# Job
Locate every line in the material below that has the word "styles". Copy each of those lines.

Interface markup and scripts
>> start

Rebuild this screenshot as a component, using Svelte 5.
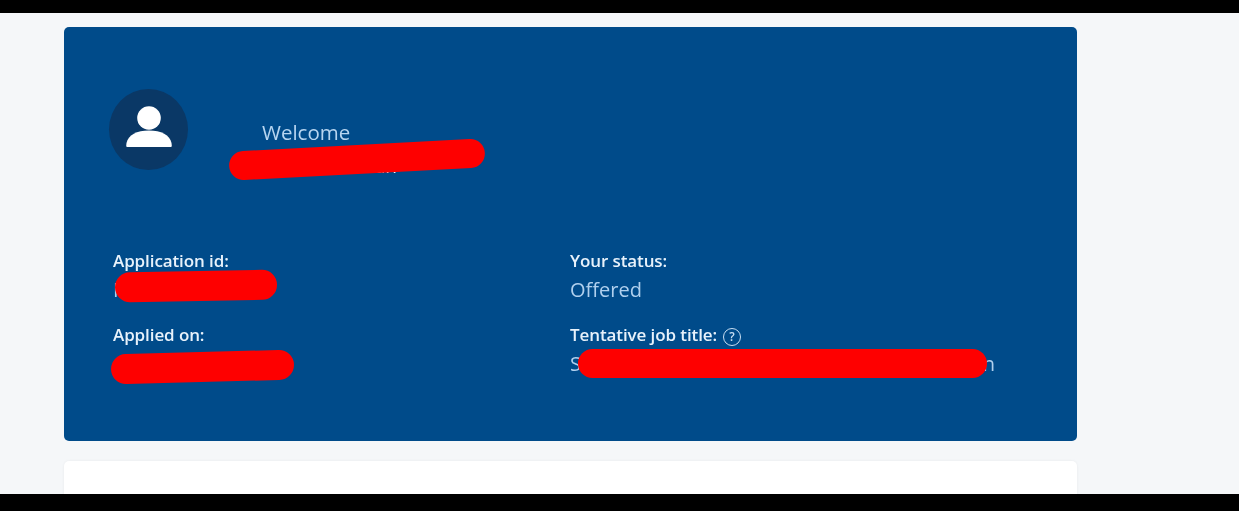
<script lang="ts">
  const scribbles = ["s-name", "s-id", "s-date", "s-job"];
</script>

<div class="screen">
  <div class="letterbox top"></div>
  <main class="page">
    <section class="hero">
      <header class="user">
        <div class="avatar">
          <svg viewBox="0 0 46 42" width="46" height="42" aria-hidden="true">
            <circle cx="23" cy="12" r="11.8" fill="#fff" />
            <path d="M.5 37C2 29 11 24.5 23 24.5S44 29 45.5 37c.4 2.500.4 4-.5 4H1c-.9 0-.9-1.500-.5-4z" fill="#fff" />
          </svg>
        </div>
        <div class="greeting">
          <span class="welcome">Welcome</span>
          <span class="name"><span>j</span><span>wan</span></span>
        </div>
      </header>

      <div class="details">
        <div class="field">
          <span class="label">Application id:</span>
          <span class="value">I</span>
        </div>
        <div class="field">
          <span class="label">Your status:</span>
          <span class="value">Offered</span>
        </div>
        <div class="field">
          <span class="label">Applied on:</span>
          <span class="value">&nbsp;</span>
        </div>
        <div class="field">
          <span class="label">Tentative job title:<span class="help">?</span></span>
          <span class="value job"><span>S</span><span>n</span></span>
        </div>
      </div>
    </section>
    <section class="panel"></section>
  </main>
  <div class="letterbox bottom"></div>

  <!-- red strokes painted over the private values -->
  {#each scribbles as s}
    <div class="scribble {s}"></div>
  {/each}
</div>

<style>
  :global(body) {
    margin: 0;
    background: #000;
  }

  .screen {
    position: relative;
    display: flex;
    flex-direction: column;
    height: 511px;
    overflow: hidden;
    font-family: "Open Sans", sans-serif;
  }

  .letterbox {
    background: #000;
    flex-shrink: 0;
  }
  .top { height: 13px; }
  .bottom { height: 17px; }

  /* the reference is a soft, re-encoded capture */
  .page {
    flex: 1;
    min-height: 0;
    overflow: hidden;
    background: #f5f7f9;
    padding: 14px 162px 0 64px;
    filter: blur(0.5px);
  }

  .hero {
    height: 414px;
    box-sizing: border-box;
    padding: 62px 49px 0 45px;
    background: #004b8a;
    border-radius: 5px;
  }

  .panel {
    height: 60px;
    margin-top: 20px;
    background: #fff;
    border-radius: 5px;
    box-shadow: 0 0 3px rgba(0, 0, 0, 0.06);
  }

  .user {
    display: flex;
    gap: 74px;
    height: 81px;
  }

  .avatar {
    width: 79px;
    height: 81px;
    border-radius: 50%;
    background: #0a3866;
    display: flex;
    justify-content: center;
    padding-top: 17px;
    box-sizing: border-box;
  }

  .greeting {
    display: flex;
    flex-direction: column;
    padding-top: 30px;
  }

  .welcome {
    font-size: 20.5px;
    line-height: 26px;
    color: #b7d5f0;
  }

  .name {
    display: flex;
    justify-content: space-between;
    width: 135px;
    margin-top: 8px;
    font-size: 19px;
    line-height: 26px;
    color: #fff;
  }

  .details {
    display: grid;
    grid-template-columns: 457px 1fr;
    row-gap: 20px;
    margin: 80px 0 0 4px;
  }

  .field {
    display: flex;
    flex-direction: column;
    gap: 4px;
  }

  .label {
    display: flex;
    align-items: center;
    gap: 6px;
    height: 22px;
    font-size: 17px;
    font-weight: 600;
    letter-spacing: -0.1px;
    line-height: 22px;
    white-space: pre;
    color: #e8f2fb;
  }

  .help {
    width: 16px;
    height: 16px;
    margin-top: 4px;
    border: 1.5px solid #c9dff3;
    border-radius: 50%;
    font-size: 12px;
    letter-spacing: 0;
    line-height: 16px;
    text-align: center;
    color: #c9dff3;
  }

  .value {
    height: 28px;
    font-size: 20px;
    line-height: 28px;
    color: #b0d0ee;
  }

  .job {
    display: flex;
    justify-content: space-between;
    width: 425px;
  }

  .scribble {
    position: absolute;
    background: #fe0000;
    border-radius: 15px;
  }

  .s-name {
    left: 229px;
    top: 145px;
    width: 256px;
    height: 29px;
    transform: rotate(-3deg);
  }
  .s-id {
    left: 115px;
    top: 271px;
    width: 162px;
    height: 30px;
    transform: rotate(-1deg);
  }
  .s-date {
    left: 111px;
    top: 352px;
    width: 183px;
    height: 30px;
    transform: rotate(-1.5deg);
  }
  .s-job {
    left: 578px;
    top: 349px;
    width: 409px;
    height: 29px;
  }
</style>
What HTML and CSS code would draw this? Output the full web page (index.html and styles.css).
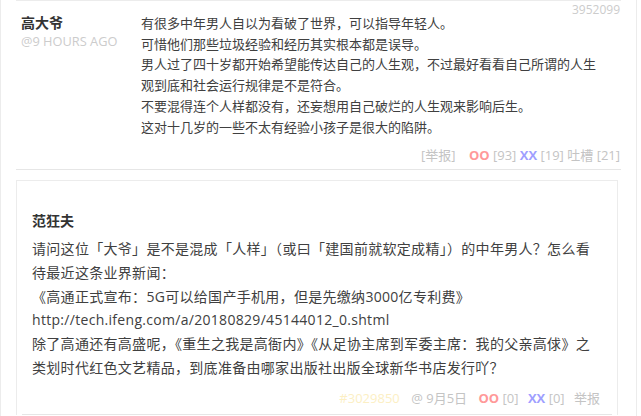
FILE: index.html
```html
<!DOCTYPE html>
<html lang="zh">
<head>
<meta charset="utf-8">
<title>吐槽</title>
<link rel="stylesheet" href="styles.css">
</head>
<body>
<div class="wrap">
  <div class="comment">
    <span class="cid">3952099</span>
    <div class="row">
      <div class="author">
        <strong class="name">高大爷</strong>
        <small class="time">@9 HOURS AGO</small>
      </div>
      <div class="text">
        <p>有很多中年男人自以为看破了世界，可以指导年轻人。</p>
        <p>可惜他们那些垃圾经验和经历其实根本都是误导。</p>
        <p>男人过了四十岁都开始希望能传达自己的人生观，不过最好看看自己所谓的人生观到底和社会运行规律是不是符合。</p>
        <p>不要混得连个人样都没有，还妄想用自己破烂的人生观来影响后生。</p>
        <p>这对十几岁的一些不太有经验小孩子是很大的陷阱。</p>
      </div>
    </div>
    <div class="vote">
      <span class="rep">[举报]</span>
      <span class="oo">OO</span> <span class="cnt">[93]</span>
      <span class="xx">XX</span> <span class="cnt">[19]</span>
      <span class="tc">吐槽 [21]</span>
    </div>
  </div>
  <div class="tucao">
    <div class="tname">范狂夫</div>
    <div class="tbody">请问这位「大爷」是不是混成「人样」（或曰「建国前就软定成精」）的中年男人？怎么看待最近这条业界新闻：<br>《高通正式宣布：5G可以给国产手机用，但是先缴纳3000亿专利费》<br>http://tech.ifeng.com/a/20180829/45144012_0.shtml<br>除了高通还有高盛呢，《重生之我是高衙内》《从足协主席到军委主席：我的父亲高俅》之类划时代红色文艺精品，到底准备由哪家出版社出版全球新华书店发行吖？</div>
    <div class="tfoot">
      <span class="tid">#3029850</span>
      <span class="at">@ 9月5日</span>
      <span class="oo">OO</span> <span class="cnt">[0]</span>
      <span class="xx">XX</span> <span class="cnt">[0]</span>
      <span class="rep2">举报</span>
    </div>
    <div class="thr"></div>
  </div>
</div>
</body>
</html>
```

FILE: styles.css
```css
html, body {
  margin: 0;
  padding: 0;
  background: #fff;
}
body {
  font-family: "Open Sans", "Noto Sans CJK SC", sans-serif;
  color: #404040;
  overflow: hidden;
}
.wrap {
  width: 605px;
  min-height: 420px;
  border-left: 1px solid #ececec;
  border-right: 1px solid #ececec;
  padding: 0 15px 0 15px;
}
.comment {
  position: relative;
  border-top: 1px solid #ececec;
  border-bottom: 1px solid #e6e6e6;
  padding: 12px 0 5px 0;
}
.cid {
  position: absolute;
  top: 1px;
  right: 1px;
  font-size: 12px;
  line-height: 16px;
  color: #cccccc;
}
.row {
  display: flex;
}
.author {
  width: 120px;
  padding-left: 5px;
  display: flex;
  flex-direction: column;
}
.name {
  font-size: 14px;
  line-height: 20px;
  color: #333;
  font-weight: bold;
}
.time {
  font-size: 12.8px;
  line-height: 16px;
  color: #cccccc;
}
.text {
  width: 460px;
  font-size: 13px;
  line-height: 20.7px;
  color: #404040;
}
.text p {
  margin: 0;
}
.vote {
  margin-top: 9px;
  text-align: right;
  padding-right: 1px;
  font-size: 13px;
  line-height: 18px;
  color: #c4c4c4;
}
.rep {
  margin-right: 10px;
}
.oo {
  color: #ff9999;
  font-weight: bold;
}
.xx {
  color: #9f9fff;
  font-weight: bold;
}
.tucao {
  margin-top: 10px;
  width: 570px;
  border: 1px solid #ececec;
  border-bottom: none;
  padding: 30px 15px 0 15px;
}
.tname {
  font-size: 14px;
  line-height: 20px;
  font-weight: bold;
  color: #333;
}
.tbody {
  width: 564px;
  margin-top: 6px;
  font-size: 14px;
  line-height: 23.7px;
  letter-spacing: 0.3px;
  color: #404040;
}
.tfoot {
  margin-top: 10px;
  text-align: right;
  padding-right: 2px;
  font-size: 13px;
  line-height: 18px;
  color: #c4c4c4;
}
.tid {
  color: #fcefc4;
  margin-right: 8px;
}
.at {
  margin-right: 8px;
}
.tfoot .cnt {
  margin-right: 6px;
}
.thr {
  margin: 7px -10px 0 -10px;
  border-top: 1px solid #e6e6e6;
}
```
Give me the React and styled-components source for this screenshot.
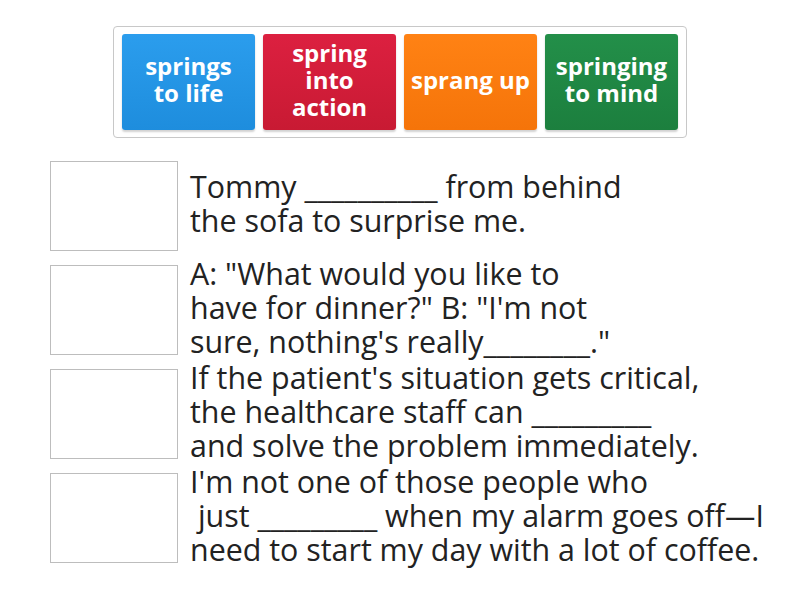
import React from "react";
import styled, { createGlobalStyle } from "styled-components";

const GlobalStyle = createGlobalStyle`
  body {
    margin: 0;
    background: #fff;
    font-family: "Open Sans", "Liberation Sans", sans-serif;
  }
`;

const tiles = [
  { label: "springs\nto life", from: "#2b9ded", to: "#1e8ddd" },
  { label: "spring\ninto\naction", from: "#dc2040", to: "#c81a33" },
  { label: "sprang up", from: "#ff8214", to: "#f57409" },
  { label: "springing\nto mind", from: "#238f49", to: "#1c7f3e" },
];

const items = [
  ["Tommy __________ from behind", "the sofa to surprise me."],
  [
    'A: "What would you like to',
    'have for dinner?" B: "I\'m not',
    "sure, nothing's really________.\"",
  ],
  [
    "If the patient's situation gets critical,",
    "the healthcare staff can _________",
    "and solve the problem immediately.",
  ],
  [
    "I'm not one of those people who",
    " just _________ when my alarm goes off\u2014I",
    "need to start my day with a lot of coffee.",
  ],
];

function App() {
  return (
    <Page>
      <GlobalStyle />
      <Tray>
        {tiles.map((t) => (
          <Tile key={t.label} from={t.from} to={t.to}>
            {t.label}
          </Tile>
        ))}
      </Tray>
      <List>
        {items.map((lines, i) => (
          <Row key={i}>
            <DropBox />
            <Prompt>
              {lines.map((l, j) => (
                <Line key={j}>{l}</Line>
              ))}
            </Prompt>
          </Row>
        ))}
      </List>
    </Page>
  );
}

const Page = styled.div`
  width: 800px;
  height: 600px;
  padding-top: 26px;
  box-sizing: border-box;
`;

const Tray = styled.div`
  width: 574px;
  margin: 0 auto;
  box-sizing: border-box;
  border: 1px solid #c8c8c8;
  border-radius: 4px;
  padding: 7px 8px 7px 8px;
  display: flex;
  gap: 8px;
`;

const Tile = styled.div`
  width: 133px;
  height: 96px;
  border-radius: 3px;
  background: linear-gradient(${(p) => p.from}, ${(p) => p.to});
  box-shadow: 0 2px 2px rgba(0, 0, 0, 0.18);
  display: flex;
  align-items: center;
  justify-content: center;
  text-align: center;
  white-space: pre-line;
  color: #fff;
  font-weight: 700;
  font-size: 24px;
  line-height: 27px;
  padding-bottom: 6px;
  box-sizing: border-box;
`;

const List = styled.div`
  margin-top: 16px;
  padding-left: 50px;
  display: flex;
  flex-direction: column;
`;

const Row = styled.div`
  height: 104px;
  display: flex;
  align-items: center;
  gap: 12px;
`;

const DropBox = styled.div`
  width: 128px;
  height: 90px;
  box-sizing: border-box;
  border: 1px solid #bdbdbd;
  flex-shrink: 0;
`;

const Prompt = styled.div`
  color: #222;
  font-size: 30.4px;
  line-height: 34px;
  margin-top: -4px;
`;

const Line = styled.div`
  white-space: pre;
`;

export default App;
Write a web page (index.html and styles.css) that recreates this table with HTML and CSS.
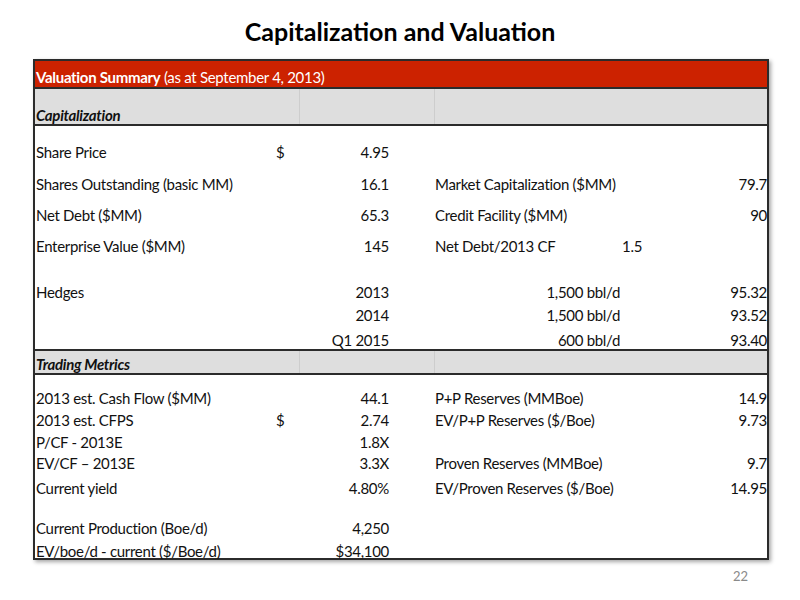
FILE: index.html
```html
<!DOCTYPE html>
<html lang="en">
<head>
    <meta charset="UTF-8">
    <meta name="viewport" content="width=device-width, initial-scale=1.0">
    <link rel="stylesheet" href="styles.css">
    <title>Capitalization and Valuation</title>
</head>
<body>

    <div class="slide">
        <h1 class="title">Capitalization and Valuation</h1>

        <table class="summary">
            <colgroup>
                <col class="c-label">
                <col class="c-cur">
                <col class="c-val">
                <col class="c-label2">
                <col class="c-mid">
                <col class="c-val2">
            </colgroup>
            <tr class="r-red">
                <td colspan="6"><b>Valuation Summary</b> (as at September 4, 2013)</td>
            </tr>
            <tr class="r-section r-cap">
                <td colspan="2">Capitalization</td>
                <td class="split"></td>
                <td colspan="3" class="split"></td>
            </tr>
            <tr class="h37">
                <td>Share Price</td><td class="cur">$</td><td class="num">4.95</td>
                <td></td><td></td><td></td>
            </tr>
            <tr class="h32">
                <td>Shares Outstanding (basic MM)</td><td></td><td class="num">16.1</td>
                <td>Market Capitalization ($MM)</td><td></td><td class="num2">79.7</td>
            </tr>
            <tr class="h31">
                <td>Net Debt ($MM)</td><td></td><td class="num">65.3</td>
                <td>Credit Facility ($MM)</td><td></td><td class="num2">90</td>
            </tr>
            <tr class="h31">
                <td>Enterprise Value ($MM)</td><td></td><td class="num">145</td>
                <td>Net Debt/2013 CF</td><td class="mid">1.5</td><td></td>
            </tr>
            <tr class="h47">
                <td>Hedges</td><td></td><td class="num">2013</td>
                <td class="bbl">1,500 bbl/d</td><td></td><td class="num2">95.32</td>
            </tr>
            <tr class="h23">
                <td></td><td></td><td class="num">2014</td>
                <td class="bbl">1,500 bbl/d</td><td></td><td class="num2">93.52</td>
            </tr>
            <tr class="h25">
                <td></td><td></td><td class="num">Q1 2015</td>
                <td class="bbl">600 bbl/d</td><td></td><td class="num2">93.40</td>
            </tr>
            <tr class="r-section r-trade">
                <td colspan="2">Trading Metrics</td>
                <td class="split"></td>
                <td colspan="3" class="split"></td>
            </tr>
            <tr class="h33">
                <td>2013 est. Cash Flow ($MM)</td><td></td><td class="num">44.1</td>
                <td>P+P Reserves (MMBoe)</td><td></td><td class="num2">14.9</td>
            </tr>
            <tr class="h22">
                <td>2013 est. CFPS</td><td class="cur">$</td><td class="num">2.74</td>
                <td>EV/P+P Reserves ($/Boe)</td><td></td><td class="num2">9.73</td>
            </tr>
            <tr class="h22">
                <td>P/CF - 2013E</td><td></td><td class="num">1.8X</td>
                <td></td><td></td><td></td>
            </tr>
            <tr class="h21">
                <td>EV/CF &ndash; 2013E</td><td></td><td class="num">3.3X</td>
                <td>Proven Reserves (MMBoe)</td><td></td><td class="num2">9.7</td>
            </tr>
            <tr class="h25">
                <td>Current yield</td><td></td><td class="num">4.80%</td>
                <td>EV/Proven Reserves ($/Boe)</td><td></td><td class="num2">14.95</td>
            </tr>
            <tr class="h40">
                <td>Current Production (Boe/d)</td><td></td><td class="num">4,250</td>
                <td></td><td></td><td></td>
            </tr>
            <tr class="h-last">
                <td>EV/boe/d - current ($/Boe/d)</td><td></td><td class="num">$34,100</td>
                <td></td><td></td><td></td>
            </tr>
        </table>

        <div class="page-num">22</div>
    </div>

</body>
</html>
```

FILE: styles.css
```css
body {
    margin: 0;
    background-color: #fff;
    font-family: Lato, "Liberation Sans", sans-serif;
    color: #111;
}

.slide {
    width: 800px;
    height: 600px;
    position: relative;
}

.title {
    margin: 0;
    padding-top: 16px;
    height: 45px;
    box-sizing: border-box;
    text-align: center;
    font-size: 25px;
    font-weight: bold;
    line-height: 31px;
    color: #000;
}

.summary {
    margin: 14px 0 0 33px;
    width: 734px;
    border-collapse: collapse;
    table-layout: fixed;
    border: 2px solid #2b2b2b;
    box-shadow: 2px 2px 4px rgba(0, 0, 0, 0.35);
    font-size: 15px;
    letter-spacing: -0.3px;
}

.c-label { width: 237px; }
.c-cur { width: 28px; }
.c-val { width: 135px; }
.c-label2 { width: 187px; }
.c-mid { width: 60px; }
.c-val2 { width: 87px; }

td {
    padding: 0 1px;
    vertical-align: bottom;
    line-height: 18px;
    white-space: nowrap;
}

.r-red td {
    height: 25px;
    background-color: #cc2200;
    color: #fff;
    border-bottom: 2px solid #2b2b2b;
    padding-bottom: 1px;
}

.r-section td {
    background-color: #dedede;
    font-weight: bold;
    font-style: italic;
    border-bottom: 2px solid #2b2b2b;
}

.r-section td.split {
    border-left: 1px solid #cdcdcd;
}

.r-cap td { height: 35px; }

.r-trade td {
    height: 22px;
    border-top: 2px solid #2b2b2b;
}

.h21 td { height: 21px; }
.h22 td { height: 22px; }
.h23 td { height: 23px; }
.h25 td { height: 25px; }
.h31 td { height: 31px; }
.h32 td { height: 32px; }
.h33 td { height: 32px; }
.h37 td { height: 35px; }
.h40 td { height: 40px; }
.h47 td { height: 46px; }

.h-last td {
    height: 21px;
    line-height: 13px;
}

.cur {
    padding-left: 5px;
}

.num {
    text-align: right;
    padding-right: 45px;
}

.bbl {
    text-align: right;
    padding-right: 1px;
}

.mid {
    padding-left: 1px;
}

.num2 {
    text-align: right;
    padding-right: 0;
}

.page-num {
    position: absolute;
    right: 52px;
    top: 568px;
    font-size: 13px;
    color: #8a8a8a;
}
```
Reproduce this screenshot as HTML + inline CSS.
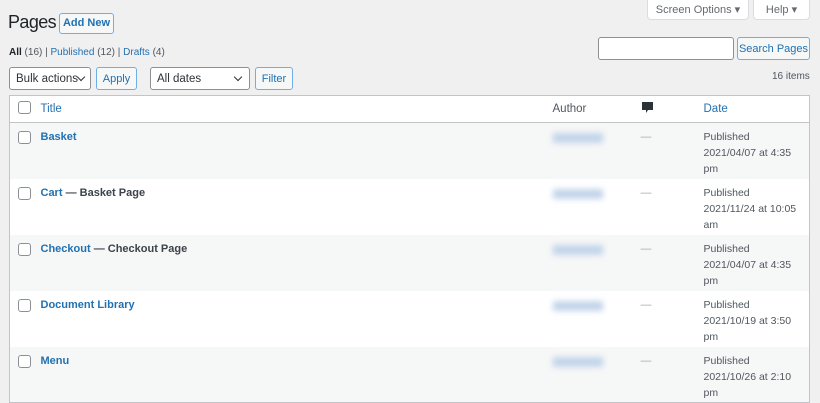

>> end

# Correct result
What HTML and CSS code would draw this? Output the full web page (index.html and styles.css).
<link rel="stylesheet" href="styles.css">
FILE: styles.css
Write a web page (index.html and styles.css) that recreates this table with HTML and CSS.
    <link rel="stylesheet" href="styles.css">
FILE: styles.css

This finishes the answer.